As you know, I took the Boris bounce and cashed out a lot a few weeks ago. Should have stayed in a couple more weeks but I got out of a lot before the recent drop, I'm mainly in PSN, BP, and ABF right now, with a couple other things I'm playing around with for fun. Getting very tempted to get back in with the recent drop in the markets, I expect the panic to probably blow over soon and things to go again, so this may be a golden buying opportunity.
Right now, I'm still staying with PSN but I doubt I'll add to my PSN when I re-invest in builders (either this week or this summer).
So I guess you could consider this an admission that even though I say I'm LTBH, I do try to time the market sometimes, too. Made a really nice profit on the builders I bought back before the election, one of my better moves, even if I did take profits a little sooner than I needed to. Never time it perfectly.
One risk with your system is that all these shares are impacted by the wider market. We'll see huge moves because Xi and Trump sneezed at the same time, or because the smiles when they shook hands were bigger than people expected. Silly stuff sometimes. That's going to drive things sometimes far more than company results. But, your system does appeal to me if I really had the time to work it out for myself.
Strictly, I've been working in the investment industry for many years, and still am. I don't think I'm flattering myself to say I know a little bit about investment.

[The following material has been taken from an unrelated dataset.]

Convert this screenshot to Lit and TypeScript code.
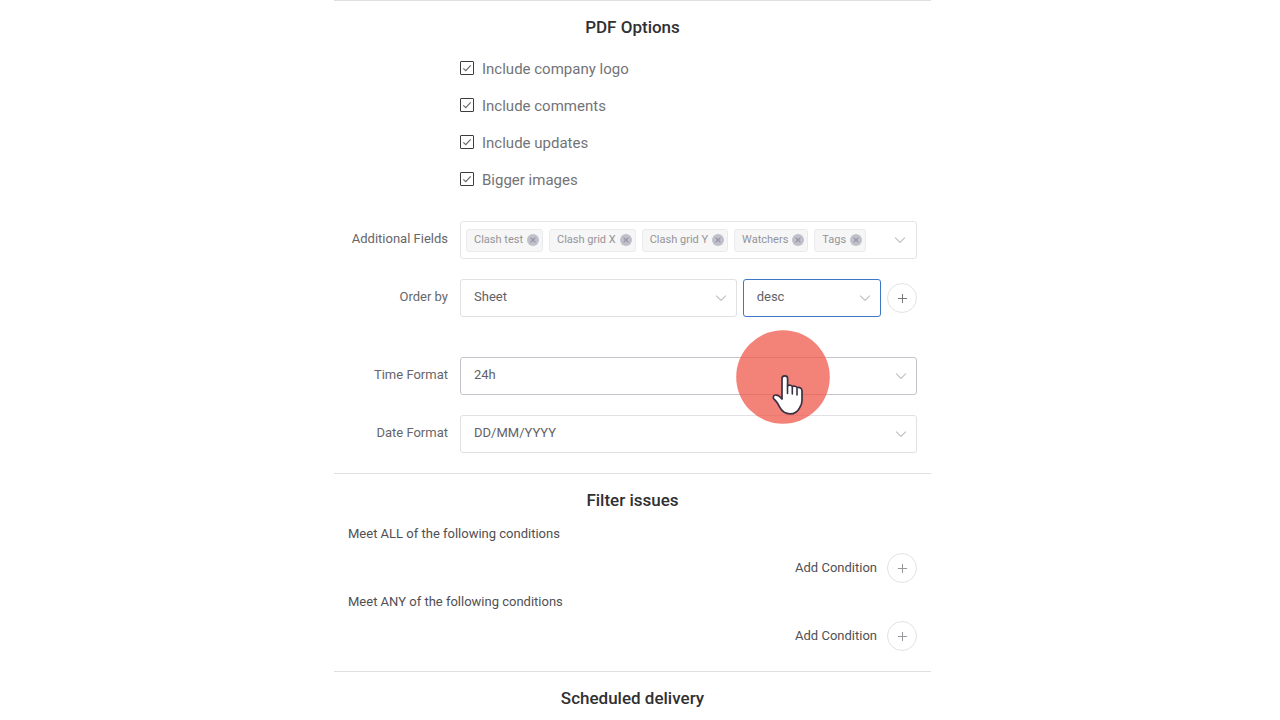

When it comes to this sector, though, I'm a babe in the woods compared to you guys. You guys have been following this for a long time.
I find CRST intriguing. Dividend is comparable to PSN but dividend cover is better, PE ratio better, cash on hand in percentage terms better, land bank larger in relative terms. Not trying to grow, though, and SE-focused which makes me nervous.
I bought into PSN because I was convinced the new mgmt team "gets it" as far as build quality / customer care, and also as far as the need to get out in front of bad news. So far, I'm happy with that, every piece of bad news in the last year, they've been able to say, "Yes, it's true, we're already addressing it." I expect the press coverage to start saying, "These are good guys, they've cleaned up the messes." It's already started. Once that gets rolling I expect to see another 15-25% on the SP, and will probably then shift to another builder, they'll be overpriced relative to the sector.
You think they are overpriced now. We're judging on different metrics. The right answer obviously has to factor all metrics in, as well as other non-fundamentals. Included in that, for you, is that you don't trust them. That's fair enough, and fair enough for you not to give the reasons in an open forum. Not really something I can factor into my thinking, though, without specifics.
I don't think any of these shares are losers. The whole sector is undervalued, still. I'm pretty sure of that.
The biggest difference in the PBV is the inventories -- even though PSN is significantly bigger, BWY's is higher. Why? If I were heavily focused on PBV as you are I'd want to understand those numbers before relying on them.
Thanks for the discussion, I've certainly learned some things. I suspect CRST is going to be high on my watchlist and I hadn't really given them much focus at all.
Nige,
I have a number of thoughts about Persimmon but some are not for discussion here and they generally come under the banner of my not trusting them - I'm happy to discuss this with you on the blog, though, which is by invite only, but you already have access to that...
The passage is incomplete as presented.